## DATA TO USE
[start]

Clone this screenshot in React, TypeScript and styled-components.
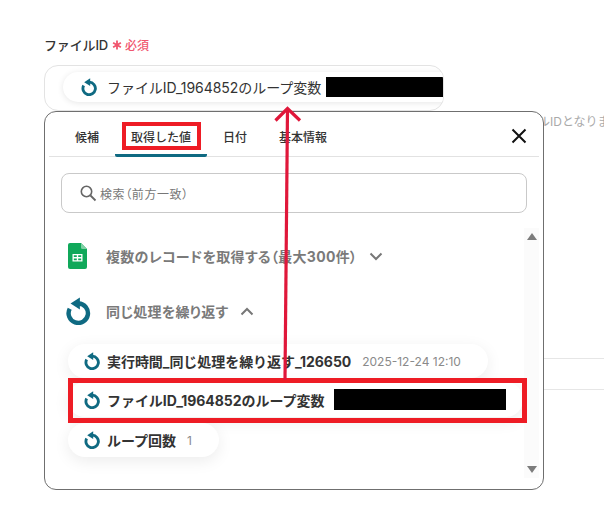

[end]
[start]

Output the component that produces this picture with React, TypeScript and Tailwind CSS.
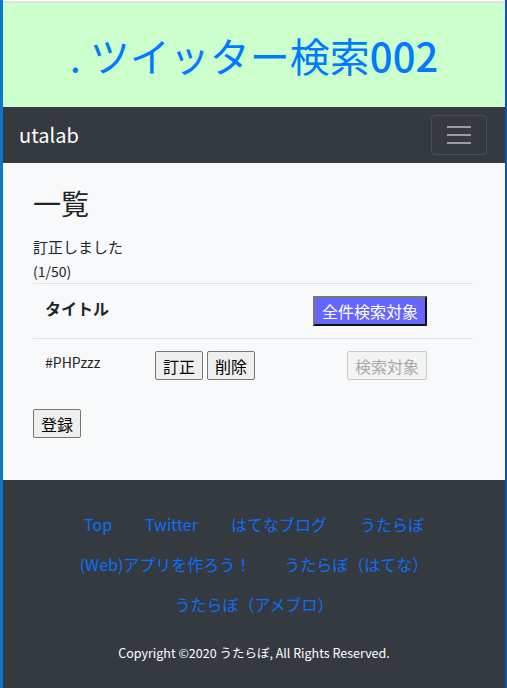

[end]
[start]

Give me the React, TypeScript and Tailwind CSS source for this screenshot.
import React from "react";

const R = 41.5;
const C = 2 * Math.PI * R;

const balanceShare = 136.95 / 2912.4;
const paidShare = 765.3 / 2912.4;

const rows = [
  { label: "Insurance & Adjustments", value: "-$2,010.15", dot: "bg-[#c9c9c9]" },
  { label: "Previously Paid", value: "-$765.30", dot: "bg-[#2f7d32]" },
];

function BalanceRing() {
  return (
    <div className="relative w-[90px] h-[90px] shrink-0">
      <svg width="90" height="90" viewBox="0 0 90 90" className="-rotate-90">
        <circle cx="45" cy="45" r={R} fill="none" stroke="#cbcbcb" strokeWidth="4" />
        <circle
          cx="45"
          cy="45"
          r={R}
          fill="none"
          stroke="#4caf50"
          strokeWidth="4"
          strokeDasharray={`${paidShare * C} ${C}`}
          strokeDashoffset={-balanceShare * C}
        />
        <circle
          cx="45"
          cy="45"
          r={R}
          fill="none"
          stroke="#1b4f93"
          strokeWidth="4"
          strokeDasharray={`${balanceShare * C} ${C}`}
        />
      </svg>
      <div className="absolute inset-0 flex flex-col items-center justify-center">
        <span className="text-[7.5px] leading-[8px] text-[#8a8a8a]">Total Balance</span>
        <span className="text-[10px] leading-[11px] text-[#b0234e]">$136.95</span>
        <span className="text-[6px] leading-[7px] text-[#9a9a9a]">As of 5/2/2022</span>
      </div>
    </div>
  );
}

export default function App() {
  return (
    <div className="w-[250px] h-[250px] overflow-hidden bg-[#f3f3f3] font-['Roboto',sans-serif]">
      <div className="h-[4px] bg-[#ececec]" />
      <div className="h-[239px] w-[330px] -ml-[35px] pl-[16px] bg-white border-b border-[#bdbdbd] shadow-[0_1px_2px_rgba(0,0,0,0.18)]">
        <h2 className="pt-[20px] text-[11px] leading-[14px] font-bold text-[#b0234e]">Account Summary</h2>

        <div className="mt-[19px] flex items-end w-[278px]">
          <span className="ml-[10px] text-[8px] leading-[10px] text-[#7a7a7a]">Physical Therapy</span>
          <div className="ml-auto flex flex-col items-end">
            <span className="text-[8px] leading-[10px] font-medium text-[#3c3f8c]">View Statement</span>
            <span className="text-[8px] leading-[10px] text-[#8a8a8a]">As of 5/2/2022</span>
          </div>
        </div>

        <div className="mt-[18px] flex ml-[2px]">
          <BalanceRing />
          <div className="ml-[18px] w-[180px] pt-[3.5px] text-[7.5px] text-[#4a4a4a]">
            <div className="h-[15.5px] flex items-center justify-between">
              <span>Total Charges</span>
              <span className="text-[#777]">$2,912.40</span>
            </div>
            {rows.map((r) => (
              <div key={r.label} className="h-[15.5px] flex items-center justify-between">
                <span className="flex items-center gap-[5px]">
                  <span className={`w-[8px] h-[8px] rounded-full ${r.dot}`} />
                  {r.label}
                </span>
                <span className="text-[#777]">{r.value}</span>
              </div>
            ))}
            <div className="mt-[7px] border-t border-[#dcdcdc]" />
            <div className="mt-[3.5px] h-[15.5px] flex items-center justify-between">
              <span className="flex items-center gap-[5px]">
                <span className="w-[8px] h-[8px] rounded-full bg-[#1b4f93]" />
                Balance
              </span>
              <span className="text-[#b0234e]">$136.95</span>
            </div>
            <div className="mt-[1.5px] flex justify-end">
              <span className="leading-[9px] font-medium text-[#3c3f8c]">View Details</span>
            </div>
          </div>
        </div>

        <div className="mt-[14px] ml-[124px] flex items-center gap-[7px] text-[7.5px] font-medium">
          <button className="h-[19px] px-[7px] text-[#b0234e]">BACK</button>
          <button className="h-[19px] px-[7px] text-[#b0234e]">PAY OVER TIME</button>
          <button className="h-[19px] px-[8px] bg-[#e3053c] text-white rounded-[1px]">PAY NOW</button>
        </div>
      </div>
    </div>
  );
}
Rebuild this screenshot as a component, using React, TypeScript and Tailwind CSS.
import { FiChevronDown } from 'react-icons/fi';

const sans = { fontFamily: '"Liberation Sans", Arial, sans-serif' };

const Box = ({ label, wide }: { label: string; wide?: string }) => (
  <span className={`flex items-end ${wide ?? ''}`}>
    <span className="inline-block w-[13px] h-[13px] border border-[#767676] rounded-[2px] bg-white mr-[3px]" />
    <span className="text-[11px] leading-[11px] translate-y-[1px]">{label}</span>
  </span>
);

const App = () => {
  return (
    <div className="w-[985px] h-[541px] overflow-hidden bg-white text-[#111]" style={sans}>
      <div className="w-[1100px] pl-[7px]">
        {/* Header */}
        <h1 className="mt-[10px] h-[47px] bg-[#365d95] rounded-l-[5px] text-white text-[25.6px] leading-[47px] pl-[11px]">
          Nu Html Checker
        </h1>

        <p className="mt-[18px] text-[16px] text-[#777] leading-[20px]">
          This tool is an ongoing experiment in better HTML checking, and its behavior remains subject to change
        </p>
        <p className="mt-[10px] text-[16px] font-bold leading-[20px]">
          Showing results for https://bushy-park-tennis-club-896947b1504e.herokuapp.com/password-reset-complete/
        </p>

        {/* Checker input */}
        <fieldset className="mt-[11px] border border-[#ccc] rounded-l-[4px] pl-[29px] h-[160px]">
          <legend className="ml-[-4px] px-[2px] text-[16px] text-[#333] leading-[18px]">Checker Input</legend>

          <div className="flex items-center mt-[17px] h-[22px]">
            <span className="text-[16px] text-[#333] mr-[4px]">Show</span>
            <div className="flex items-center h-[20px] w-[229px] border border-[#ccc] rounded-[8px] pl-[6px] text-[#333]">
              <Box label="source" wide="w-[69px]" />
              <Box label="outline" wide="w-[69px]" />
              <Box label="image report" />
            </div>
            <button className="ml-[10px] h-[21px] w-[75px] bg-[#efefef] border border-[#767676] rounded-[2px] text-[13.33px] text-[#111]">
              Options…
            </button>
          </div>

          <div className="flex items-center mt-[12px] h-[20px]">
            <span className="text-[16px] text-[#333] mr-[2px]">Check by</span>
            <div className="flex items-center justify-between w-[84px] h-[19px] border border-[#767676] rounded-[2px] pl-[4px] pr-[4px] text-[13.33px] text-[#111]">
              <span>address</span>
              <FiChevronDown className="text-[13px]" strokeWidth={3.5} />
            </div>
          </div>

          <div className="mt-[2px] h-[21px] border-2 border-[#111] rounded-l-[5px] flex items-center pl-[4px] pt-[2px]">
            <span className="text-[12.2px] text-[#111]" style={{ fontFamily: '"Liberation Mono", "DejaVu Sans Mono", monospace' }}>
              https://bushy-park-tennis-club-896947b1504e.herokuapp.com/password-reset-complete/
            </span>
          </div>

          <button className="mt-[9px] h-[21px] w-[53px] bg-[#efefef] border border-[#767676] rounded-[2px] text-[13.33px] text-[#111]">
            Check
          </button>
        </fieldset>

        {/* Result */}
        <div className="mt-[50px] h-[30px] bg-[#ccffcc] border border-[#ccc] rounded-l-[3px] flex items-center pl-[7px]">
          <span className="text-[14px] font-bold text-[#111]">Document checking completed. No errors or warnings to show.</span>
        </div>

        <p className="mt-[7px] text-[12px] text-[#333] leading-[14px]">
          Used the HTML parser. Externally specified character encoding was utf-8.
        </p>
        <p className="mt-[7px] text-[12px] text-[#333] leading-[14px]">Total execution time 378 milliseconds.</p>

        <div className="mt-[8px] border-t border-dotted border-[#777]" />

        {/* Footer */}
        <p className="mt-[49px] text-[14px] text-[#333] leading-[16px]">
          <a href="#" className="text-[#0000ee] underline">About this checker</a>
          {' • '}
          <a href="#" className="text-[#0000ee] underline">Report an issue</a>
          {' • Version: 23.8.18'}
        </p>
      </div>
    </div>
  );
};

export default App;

[end]

## DIRECTIONS
Report how many lines of the listing hold the word "TypeScript", with nothing but the number.

## SOLUTION TO THE PROBLEM
4